Figure 8. Long-term forecast for Southeast.

displays the differences between the average hourly SPD for a specific month with coupling, minus the average hourly SPD without coupling. Additionally, this strategy was applied to three scenarios created.

In both approaches, it is possible to see that the Probable and Optimistic scenarios are practically the same in most of the months of this horizon. This happens because of the low values of MCO, pointing to a well-known characteristic of the official models: optimism about the future inflows of the rivers. This optimism points to a favorable scenario of rains in the future, thus reducing the CMO by favoring the use of hydraulic sources in energy generation.

It is important to mention that if the values in both scenarios are lower than the floor allowed for the hourly SPD; this value must be discarded and replaced by this minimum value defined by CCEE.

5. Conclusions

This study presented the XGBoost model as an interesting tool in the projection of multivariate time series, with a relevant application in the hourly projection of the SPD for the Brazilian electricity market.

This projection encompassed different forecast horizons and proved to be flexible when incorporating temporal and BSIN variables, dealing satisfactorily with tabular-type information.

As shown in this study, the official models have an optimistic bias in the medium and long term, so there is much to evolve in the strategy presented of basing the creation of scenarios on a group of series of the SPD Week Level.
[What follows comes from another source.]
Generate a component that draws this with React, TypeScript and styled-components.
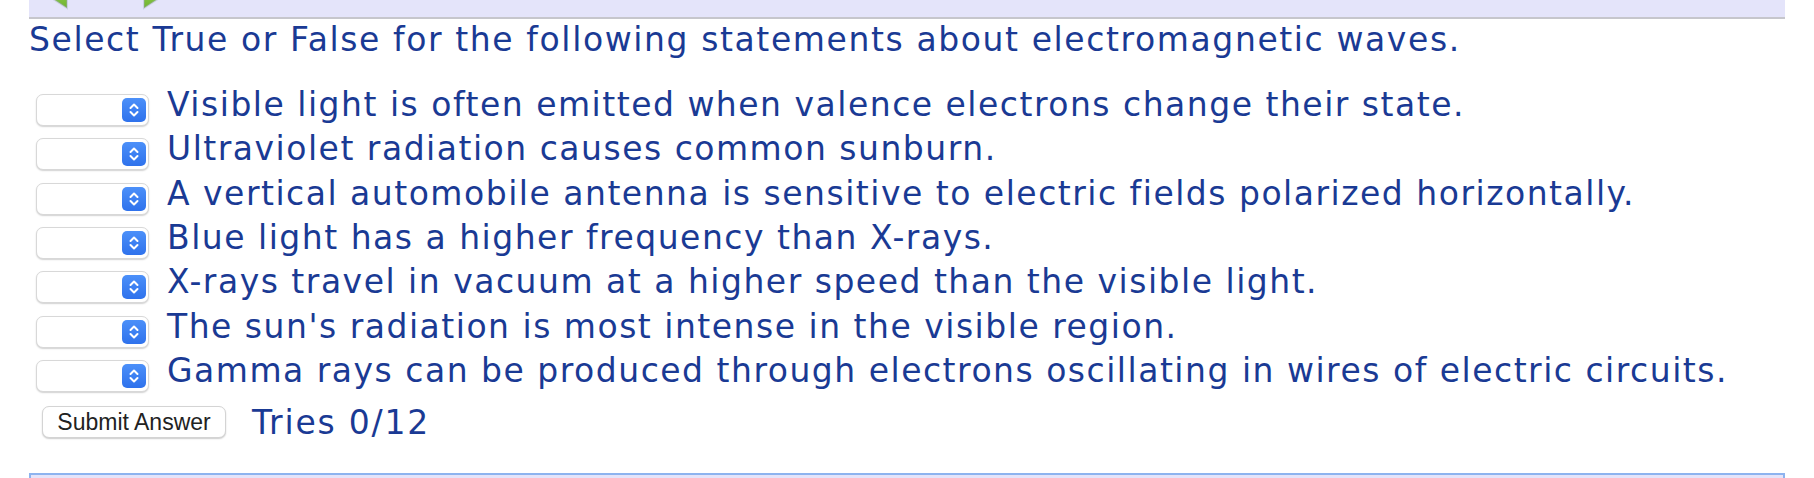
import React from "react";
import styled, { createGlobalStyle } from "styled-components";

const Global = createGlobalStyle`
  html, body { margin: 0; padding: 0; background: #ffffff; }
  body { font-family: "DejaVu Sans", Verdana, sans-serif; overflow: hidden; }
`;

const Page = styled.div`
  padding-left: 29px;
  width: 1785px;
  height: 478px;
  overflow: hidden;
  box-sizing: border-box;
`;

const TopBar = styled.div`
  position: relative;
  height: 17px;
  background: #e4e4fa;
  border-bottom: 2px solid #c6c6cc;
  overflow: hidden;
`;

const NavArrow = styled.svg<{ $left: number }>`
  position: absolute;
  top: -24px;
  left: ${(p) => p.$left}px;
  width: 34px;
  height: 34px;
`;

const Heading = styled.div`
  font-size: 33px;
  line-height: 38px;
  letter-spacing: 1.6px;
  color: #1a3a94;
  margin-top: 2px;
  white-space: nowrap;
`;

const List = styled.div`
  margin-top: 24px;
  padding-left: 7px;
  display: flex;
  flex-direction: column;
`;

const Row = styled.div`
  display: flex;
  align-items: flex-start;
  height: 44.33px;
`;

const SelectBox = styled.div`
  position: relative;
  flex: none;
  width: 113px;
  height: 32px;
  margin-top: 11px;
  box-sizing: border-box;
  background: #ffffff;
  border: 1px solid #d8d8d8;
  border-radius: 7px;
  box-shadow: 0 1px 1.5px rgba(0, 0, 0, 0.18);
`;

const Stepper = styled.div`
  position: absolute;
  right: 2px;
  top: 3px;
  width: 24px;
  height: 24px;
  border-radius: 5px;
  background: linear-gradient(#4c90f9, #2f72ec);
  display: flex;
  align-items: center;
  justify-content: center;
`;

const Statement = styled.span`
  font-size: 33px;
  line-height: 44px;
  letter-spacing: 1.5px;
  color: #1a3a94;
  margin-left: 18px;
  white-space: nowrap;
`;

const SubmitRow = styled.div`
  display: flex;
  align-items: flex-start;
  height: 44px;
  margin-top: 8px;
  padding-left: 13px;
`;

const SubmitButton = styled.button`
  margin-top: 5px;
  width: 184px;
  height: 32px;
  padding: 0;
  background: #ffffff;
  border: 1px solid #d4d4d4;
  border-radius: 7px;
  box-shadow: 0 1px 1.5px rgba(0, 0, 0, 0.2);
  font-family: "Liberation Sans", Arial, sans-serif;
  font-size: 23px;
  color: #222222;
`;

const Tries = styled.span`
  margin-left: 26px;
  font-size: 33px;
  line-height: 44px;
  letter-spacing: 1.8px;
  color: #1a3a94;
  white-space: nowrap;
`;

const BottomBox = styled.div`
  margin-top: 28px;
  height: 20px;
  background: #e4e4fa;
  border: 2px solid #8db3ef;
`;

const statements = [
  "Visible light is often emitted when valence electrons change their state.",
  "Ultraviolet radiation causes common sunburn.",
  "A vertical automobile antenna is sensitive to electric fields polarized horizontally.",
  "Blue light has a higher frequency than X-rays.",
  "X-rays travel in vacuum at a higher speed than the visible light.",
  "The sun's radiation is most intense in the visible region.",
  "Gamma rays can be produced through electrons oscillating in wires of electric circuits.",
];

function Chevrons() {
  return (
    <svg width="14" height="18" viewBox="0 0 14 18" fill="none">
      <path d="M3.5 7 L7 3.5 L10.5 7" stroke="#fff" strokeWidth="2" strokeLinecap="round" strokeLinejoin="round" />
      <path d="M3.5 11 L7 14.5 L10.5 11" stroke="#fff" strokeWidth="2" strokeLinecap="round" strokeLinejoin="round" />
    </svg>
  );
}

function Arrow({ left, dir }: { left: number; dir: "l" | "r" }) {
  const d = dir === "l" ? "M28 2 L28 32 L5 17 Z" : "M6 2 L6 32 L29 17 Z";
  return (
    <NavArrow $left={left} viewBox="0 0 34 34">
      <defs>
        <linearGradient id={`g${dir}`} x1="0" y1="0" x2="0" y2="1">
          <stop offset="0" stopColor="#a6dc6a" />
          <stop offset="1" stopColor="#6fb42c" />
        </linearGradient>
      </defs>
      <path d={d} fill={`url(#g${dir})`} stroke="#9aa5b5" strokeOpacity="0.35" strokeWidth="2" />
    </NavArrow>
  );
}

export default function App() {
  return (
    <>
      <Global />
      <Page>
        <TopBar>
          <Arrow left={10} dir="l" />
          <Arrow left={109} dir="r" />
        </TopBar>
        <Heading>Select True or False for the following statements about electromagnetic waves.</Heading>
        <List>
          {statements.map((s) => (
            <Row key={s}>
              <SelectBox>
                <Stepper>
                  <Chevrons />
                </Stepper>
              </SelectBox>
              <Statement>{s}</Statement>
            </Row>
          ))}
        </List>
        <SubmitRow>
          <SubmitButton>Submit Answer</SubmitButton>
          <Tries>Tries 0/12</Tries>
        </SubmitRow>
        <BottomBox />
      </Page>
    </>
  );
}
Potential new studies can be developed to anticipate this bias more consistently by including other variables that can translate potential water crises ahead, such as ANE and ES. Although the official models include these indicators in the SPD Week Level, the inclusion of specific variables for this purpose may be a promising field for further studies.

From a model robustness point of view, with the increase of samples inserted into the Learning Base, the XGBoost model will gradually become more comprehensive, serving as an important decision-making support tool.

Conflicts of Interest

The authors declare no conflicts of interest regarding the publication of this paper.